Bagels are not just a shiny bread roll with a hole in the middle. Neither can they be called a savoury donut. A bagel is its very own creation with its chewy texture, malty flavour, and goodness to the last bite.
A good bagel is made with strong bread flour that has a higher protein content to enhance the gluten formation in the dough. This contributes to the bagel's chewy texture.
Bagels are one of the most difficult yeasted breads to make, but when you master a bagel, it is immensely satisfying. Here are our favourite tricks to making a good bagel via our yeasted Everything Bagel recipe.
Developing the dough
The bagel dough needs to be kneaded until it’s smooth and elastic. When you feel you’ve kneaded enough, just keep going a little longer. Keep kneading for approximately 10 minutes depending on your kitchen's ambient temperature. In order to achieve the perfect chewiness, it’s important the dough is allowed to develop. To check this, tear off a chunk of dough and stretch it between your fingers. If the dough tears, it hasn't developed enough gluten and it needs more kneading. If it stretches without breaking, making a windowpane of sorts, the dough has developed sufficiently and you can let it rest.
Once your dough has doubled in size, it’s time to shape your bagels. Make a hole in the centre of each ball. Rotate and stretch the hole until you’ve created a 3cm hole in the middle. Now, let the dough rest for another hour.

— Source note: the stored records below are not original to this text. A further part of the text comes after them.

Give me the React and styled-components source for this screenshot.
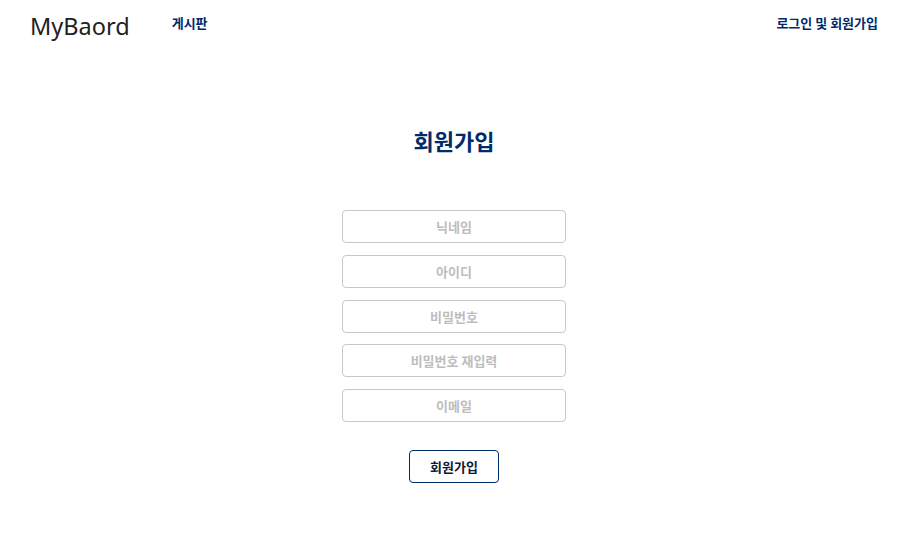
import React from "react";
import styled, { createGlobalStyle } from "styled-components";

const Global = createGlobalStyle`
  * { box-sizing: border-box; }
  body {
    margin: 0;
    background: #fff;
    font-family: "Noto Sans", "Noto Sans CJK KR", sans-serif;
  }
`;

const NAVY = "#002b6b";

const Header = styled.header`
  display: flex;
  align-items: flex-start;
  height: 54px;
  padding: 0 46px 0 30px;
`;

const Logo = styled.div`
  font-family: "Noto Sans", sans-serif;
  font-size: 23.5px;
  line-height: 32px;
  color: #222;
  margin-right: 42px;
  margin-top: 10px;
`;

const NavLink = styled.a`
  font-family: "Noto Sans CJK KR", sans-serif;
  font-size: 13px;
  line-height: 18px;
  font-weight: 700;
  color: ${NAVY};
  text-decoration: none;
  margin-top: 14px;
  margin-left: ${(p) => (p.$right ? "auto" : "0")};
`;

const Main = styled.main`
  display: flex;
  flex-direction: column;
  align-items: center;
  padding: 70px 16px 0 0;
`;

const Title = styled.h1`
  margin: 0 0 54px;
  font-family: "Noto Sans CJK KR", sans-serif;
  font-size: 22px;
  font-weight: 700;
  color: ${NAVY};
`;

const Form = styled.form`
  display: flex;
  flex-direction: column;
  align-items: center;
  gap: 11.75px;
`;

const Input = styled.input`
  width: 224px;
  height: 33px;
  border: 1px solid #c8c8c8;
  border-radius: 4px;
  text-align: center;
  font-family: "Noto Sans CJK KR", sans-serif;
  font-size: 13px;
  font-weight: 700;
  outline: none;
  &::placeholder {
    color: #bdbdbd;
  }
`;

const Button = styled.button`
  margin-top: 16px;
  width: 90px;
  height: 33px;
  background: #fff;
  border: 1px solid ${NAVY};
  border-radius: 4px;
  font-family: "Noto Sans CJK KR", sans-serif;
  font-size: 13px;
  font-weight: 700;
  color: #111a33;
  cursor: pointer;
`;

export default function App() {
  const fields = [
    { type: "text", ph: "닉네임" },
    { type: "text", ph: "아이디" },
    { type: "password", ph: "비밀번호" },
    { type: "password", ph: "비밀번호 재입력" },
    { type: "email", ph: "이메일" },
  ];
  return (
    <>
      <Global />
      <Header>
        <Logo>MyBaord</Logo>
        <NavLink href="#">게시판</NavLink>
        <NavLink href="#" $right>
          로그인 및 회원가입
        </NavLink>
      </Header>
      <Main>
        <Title>회원가입</Title>
        <Form onSubmit={(e) => e.preventDefault()}>
          {fields.map((f) => (
            <Input key={f.ph} type={f.type} placeholder={f.ph} />
          ))}
          <Button type="submit">회원가입</Button>
        </Form>
      </Main>
    </>
  );
}
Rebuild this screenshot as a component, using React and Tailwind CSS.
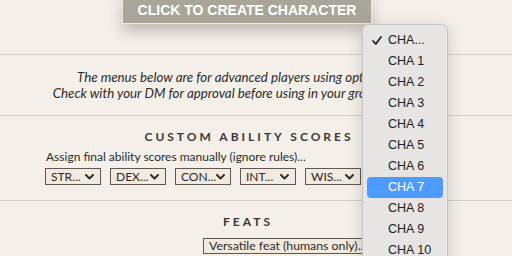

Why boil a bagel? Boiling bagels gives them their signature exterior texture. The boiling process allows the bagel to form a thin crust yet still allows them to rise in the oven, creating a softer texture. It also ensures your bagel doesn’t just bake like a bagel-shaped roll with a firm crust. Bagels must cook for 1 minute each side in a pot of boiling water with honey or malt syrup, bicarb and salt. These ingredients help the crust brown in the oven and give the crust its distinct flavour. Many bagels these days are steamed, however boiling your bagel will result in a better bagel. Be careful not to poach the bagels for longer than you have to - boiling inactivates (some of) the yeast and will prevent the bagels from rising.
After poaching, place your bagels on a lined or oiled tray and sprinkle them generously with the Everything Bagel Blend. Work quickly here. After seasoning, bake the bagels for 20-25 minutes in your pre-heated oven, until the tops are golden and the bases sound hollow when tapped.
For best results, allow your bagels to cool before cutting into them and enjoying them with the classic lox and smear.